MSG_LOOP_PostMessage:
mov a, MSG_Head
cjne a, #MSG_BUFFER_END - 2, mlpm0
mov a, #MSG_BUFFER
sjmp mlpm1
mlpm0:
inc a
inc a
mlpm1:
cjne a, MSG_Tail, mlpm2
clr a
ret
mlpm2:
mov r0, MSG_Head
mov @r0, MSG_Code
inc r0
mov @r0, MSG_Parameter
mov MSG_Head, a
mov a, #1
ret
I wrote that about fifteen years ago. Of course, the routine's label tells you something: "MSG_LOOP_PostMessage". It must post a message to a message buffer. The rest is giberish. What's the intent behind each and every block of code? Well, of course, that's not how I wrote it. This is what I wrote:
; POST MESSAGE --------------------------------------------------------------------------
; This routine posts a new message to the message loop buffer.
;
; The message code and parameter are written to the buffer only if buffer space is
; available. This is determined by first looking at the difference between the
; head and tail pointers. By design, we sacrifice one set of locations (two
; bytes) in the buffer in order to create a gap between an advancing head pointer and
; a lagging tail pointer. If a lot of messages are issued and not processed immediately
; the head pointer will quickly wrap around and threaten to collide with the tail
; pointer. By sacrificing a set of locations we avoid having to keep a counter of
; unprocessed messages. This, because there would be ambiguity when both head and
; tail pointers point to the same location: it could mean that there are no messages
; to process or that there's a buffer full of messages to process. The two byte
; gap we are imposing between head and tail removes this ambiguity and makes it easy
; to determine the buffer empty and full conditions.
;
; If there's space for a new message it is stored and the head pointer advanced to
; the next available location. However, if no space remains, the message is discarded
; and the head pointer will remain one message (two bytes) away from the tail pointer.
;
; Arguments
; ----------------------------
; MSG_Head Message buffer head pointer
; MSG_Tail Message buffer tail pointer
; MSG_Code Message code
; MSG_Parameter Message parameter
;
; Return
; ----------------------------
; ACC = 0 -> Message did not post
; ACC <> 0 -> Message posted
;
; Modified
; ----------------------------
; MSG_Head
; ACC, R0
;
; Preserved
; ----------------------------
; MSG_Tail
; MSG_Code
; MSG_Parameter
;
MSG_LOOP_PostMessage:
mov a, MSG_Head ;Increment the head pointer by one message
cjne a, #MSG_BUFFER_END - 2, mlpm0 ;and parameter.

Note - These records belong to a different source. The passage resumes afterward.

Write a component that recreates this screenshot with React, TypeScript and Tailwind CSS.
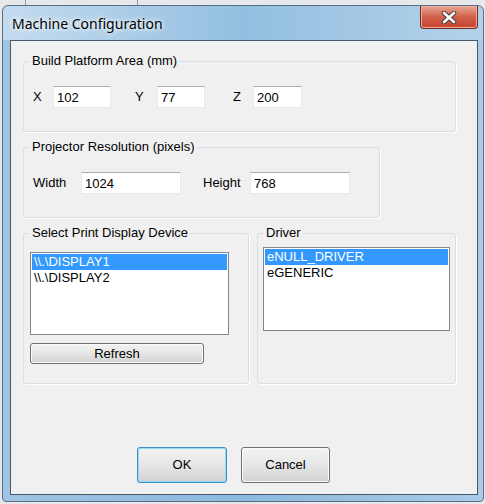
import React from "react";

const font = "font-['Liberation_Sans',Arial,sans-serif]";

function GroupBox({
  title,
  className,
  bodyClass,
  children,
}: {
  title: string;
  className: string;
  bodyClass: string;
  children: React.ReactNode;
}) {
  return (
    <fieldset
      className={`rounded-[3px] border border-[#d5dfe5] shadow-[1px_1px_0_#fff] ${className}`}
    >
      <legend className="ml-[6px] px-[2px] text-[13px] leading-[16px] text-black">
        {title}
      </legend>
      <div className={bodyClass}>{children}</div>
    </fieldset>
  );
}

function TextBox({ value, className }: { value: string; className: string }) {
  return (
    <input
      readOnly
      value={value}
      className={`h-[22px] border border-[#e3e9ef] border-t-[#abadb3] bg-white pl-[3px] text-[13px] text-black outline-none ${className}`}
    />
  );
}

function ListBox({ items, className }: { items: string[]; className: string }) {
  return (
    <div className={`border border-[#828790] bg-white p-[1px] ${className}`}>
      {items.map((item, i) => (
        <div
          key={item}
          className={`h-[16px] pl-[2px] text-[13px] leading-[16px] ${
            i === 0 ? "bg-[#3399ff] text-white" : "text-black"
          }`}
        >
          {item}
        </div>
      ))}
    </div>
  );
}

function WinButton({
  label,
  className,
  isDefault = false,
}: {
  label: string;
  className: string;
  isDefault?: boolean;
}) {
  return (
    <button
      className={`rounded-[3px] border bg-linear-to-b from-[#f3f3f3] via-[#e6e6e6] to-[#d2d2d2] text-[13px] text-black ${
        isDefault
          ? "border-[#3c8fc4] shadow-[inset_0_0_0_1px_#8fdcf7]"
          : "border-[#707070] shadow-[inset_0_0_0_1px_#fafafa]"
      } ${className}`}
    >
      {label}
    </button>
  );
}

export default function App() {
  return (
    <div className={`h-[504px] w-[485px] overflow-hidden bg-[#e6e8eb] ${font}`}>
      {/* what's behind the dialog */}
      <div className="flex h-[5px]">
        <div className="ml-[25px] w-px bg-[#8e979f]" />
        <div className="ml-[111px] w-px bg-[#8e979f]" />
      </div>

      {/* window frame */}
      <div className="ml-[2px] flex h-[497px] w-[482px] flex-col rounded-t-[6px] rounded-b-[4px] border border-[#5b6f84] bg-linear-to-r from-[#9fc4e4] via-[#8cb9dd] to-[#a9cbe7]">
        {/* title bar */}
        <div className="flex h-[34px] rounded-t-[6px] bg-linear-to-r from-[#c3dbef] via-[#93bfe0] to-[#b4d2ea]">
          <div className="pl-[9px] pt-[8px] font-['Noto_Sans',sans-serif] text-[14px] leading-[20px] text-black [text-shadow:0_0_8px_#fff,0_0_4px_#fff]">
            Machine Configuration
          </div>
          <button className="ml-auto mr-[5px] flex h-[23px] w-[58px] items-center justify-center rounded-b-[4px] border border-t-0 border-[#6e2a1e] bg-linear-to-b from-[#e8a897] via-[#d0604a] to-[#c7412a] shadow-[inset_0_0_0_1px_#f0b0a0]">
            <svg width="16" height="13" viewBox="0 0 16 13">
              <path d="M3 2 L13 11 M13 2 L3 11" stroke="#4a3b39" strokeWidth="4.6" strokeLinecap="round" />
              <path d="M3 2 L13 11 M13 2 L3 11" stroke="#ffffff" strokeWidth="2.6" strokeLinecap="round" />
            </svg>
          </button>
        </div>

        {/* client area */}
        <div className="ml-[7px] flex h-[455px] w-[468px] flex-col border border-[#475768] bg-[#f0f0f0] pl-[12px] pt-[12px]">
          <GroupBox title="Build Platform Area (mm)" className="h-[79px] w-[433px]" bodyClass="pl-[9px] pt-[17px]">
            <div className="flex items-center text-[13px] text-black">
              <span className="w-[20px]">X</span>
              <TextBox value="102" className="w-[58px]" />
              <span className="ml-[24px] w-[22px]">Y</span>
              <TextBox value="77" className="w-[48px]" />
              <span className="ml-[28px] w-[20px]">Z</span>
              <TextBox value="200" className="w-[49px]" />
            </div>
          </GroupBox>

          <GroupBox title="Projector Resolution (pixels)" className="mt-[7px] h-[79px] w-[357px]" bodyClass="pl-[9px] pt-[17px]">
            <div className="flex items-center text-[13px] text-black">
              <span className="w-[48px]">Width</span>
              <TextBox value="1024" className="w-[100px]" />
              <span className="ml-[22px] w-[47px]">Height</span>
              <TextBox value="768" className="w-[100px]" />
            </div>
          </GroupBox>

          <div className="mt-[7px] flex gap-[8px]">
            <GroupBox title="Select Print Display Device" className="h-[159px] w-[226px]" bodyClass="pl-[6px] pt-[11px]">
              <ListBox items={["\\\\.\\DISPLAY1", "\\\\.\\DISPLAY2"]} className="h-[83px] w-[199px]" />
              <WinButton label="Refresh" className="mt-[8px] h-[21px] w-[174px]" />
            </GroupBox>
            <GroupBox title="Driver" className="h-[159px] w-[199px]" bodyClass="pl-[5px] pt-[6px]">
              <ListBox items={["eNULL_DRIVER", "eGENERIC"]} className="h-[84px] w-[187px]" />
            </GroupBox>
          </div>

          <div className="ml-[114px] mt-[63px] flex gap-[14px]">
            <WinButton label="OK" isDefault className="h-[36px] w-[90px]" />
            <WinButton label="Cancel" className="h-[36px] w-[89px]" />
          </div>
        </div>
      </div>
    </div>
  );
}
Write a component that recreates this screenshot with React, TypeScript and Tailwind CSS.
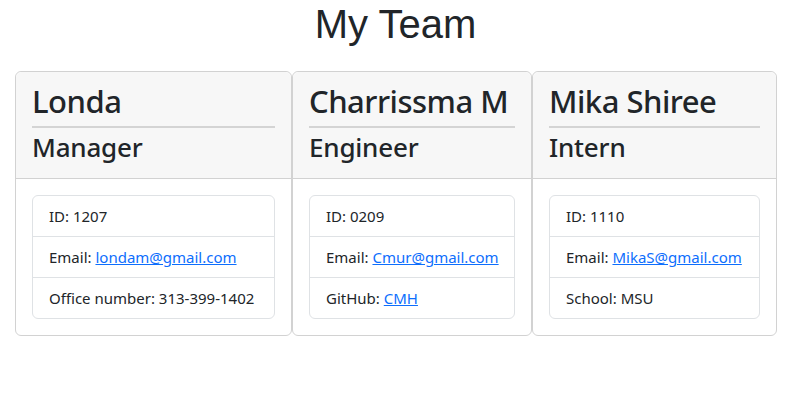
import type { ReactNode } from 'react'

type Member = {
    name: string
    role: string
    width: string
    rows: ReactNode[]
}

const mail = (addr: string) => (
    <a href={`mailto:${addr}`} className="text-[#0d6efd] underline">
        {addr}
    </a>
)

const team: Member[] = [
    {
        name: 'Londa',
        role: 'Manager',
        width: 'w-[277px]',
        rows: [
            'ID: 1207',
            <>Email: {mail('londam@gmail.com')}</>,
            'Office number: 313-399-1402',
        ],
    },
    {
        name: 'Charrissma M',
        role: 'Engineer',
        width: 'w-[240px]',
        rows: [
            'ID: 0209',
            <>Email: {mail('Cmur@gmail.com')}</>,
            <>
                GitHub:{' '}
                <a href="#" className="text-[#0d6efd] underline">
                    CMH
                </a>
            </>,
        ],
    },
    {
        name: 'Mika Shiree',
        role: 'Intern',
        width: 'w-[245px]',
        rows: [
            'ID: 1110',
            <>Email: {mail('MikaS@gmail.com')}</>,
            'School: MSU',
        ],
    },
]

function Card({ m }: { m: Member }) {
    return (
        <div className={`${m.width} shrink-0 border border-[#d2d2d2] rounded-[6px] bg-white`}>
            {/* header */}
            <div className="bg-[#f7f7f7] border-b border-[#d2d2d2] rounded-t-[6px] px-4 pt-[10px] pb-[14px]">
                <h2 className="text-[31px] leading-[38px] font-medium tracking-[-0.5px] whitespace-nowrap">
                    {m.name}
                </h2>
                <div className="h-[2px] bg-[#d4d4d4] mt-[6px] mb-[2px]" />
                <h3 className="text-[26px] leading-[34px] font-medium tracking-[-0.2px]">{m.role}</h3>
            </div>
            {/* body */}
            <div className="p-4">
                <ul className="border border-[#dfe2e5] rounded-[6px]">
                    {m.rows.map((r, i) => (
                        <li
                            key={i}
                            className={`px-4 py-2 text-[15px] leading-[24px] whitespace-nowrap ${
                                i > 0 ? 'border-t border-[#dfe2e5]' : ''
                            }`}>
                            {r}
                        </li>
                    ))}
                </ul>
            </div>
        </div>
    )
}

export default function App() {
    return (
        <div className="w-[791px] bg-white text-[#212529] font-['Noto_Sans',sans-serif]">
            <h1 className="text-center text-[40px] leading-[48px] font-['Liberation_Sans',Arial,sans-serif] mb-[23px]">
                My Team
            </h1>
            <div className="flex pl-[15px]">
                {team.map((m) => (
                    <Card key={m.name} m={m} />
                ))}
            </div>
        </div>
    )
}
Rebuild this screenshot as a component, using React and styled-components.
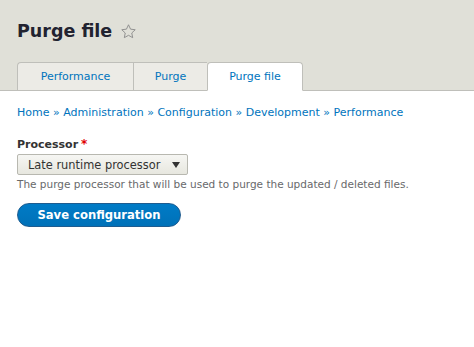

mov a, #MSG_BUFFER ;Need to wrap around.
sjmp mlpm1 ;
mlpm0: ;
inc a ;No need to wrap around, just increment.
inc a ;
mlpm1:
cjne a, MSG_Tail, mlpm2 ;Check for a buffer full condition.
clr a ;Flag that we did not post the message.
ret ;Exit if it is.
mlpm2:
;The buffer isn't full, we can store the new message
mov r0, MSG_Head ;Store message
mov @r0, MSG_Code
inc r0
mov @r0, MSG_Parameter ;Store parameter
;Now set the head pointer to the next available message location.
mov MSG_Head, a ;The accumulator already has the next "head" location
;there's no need to execute the same logic again.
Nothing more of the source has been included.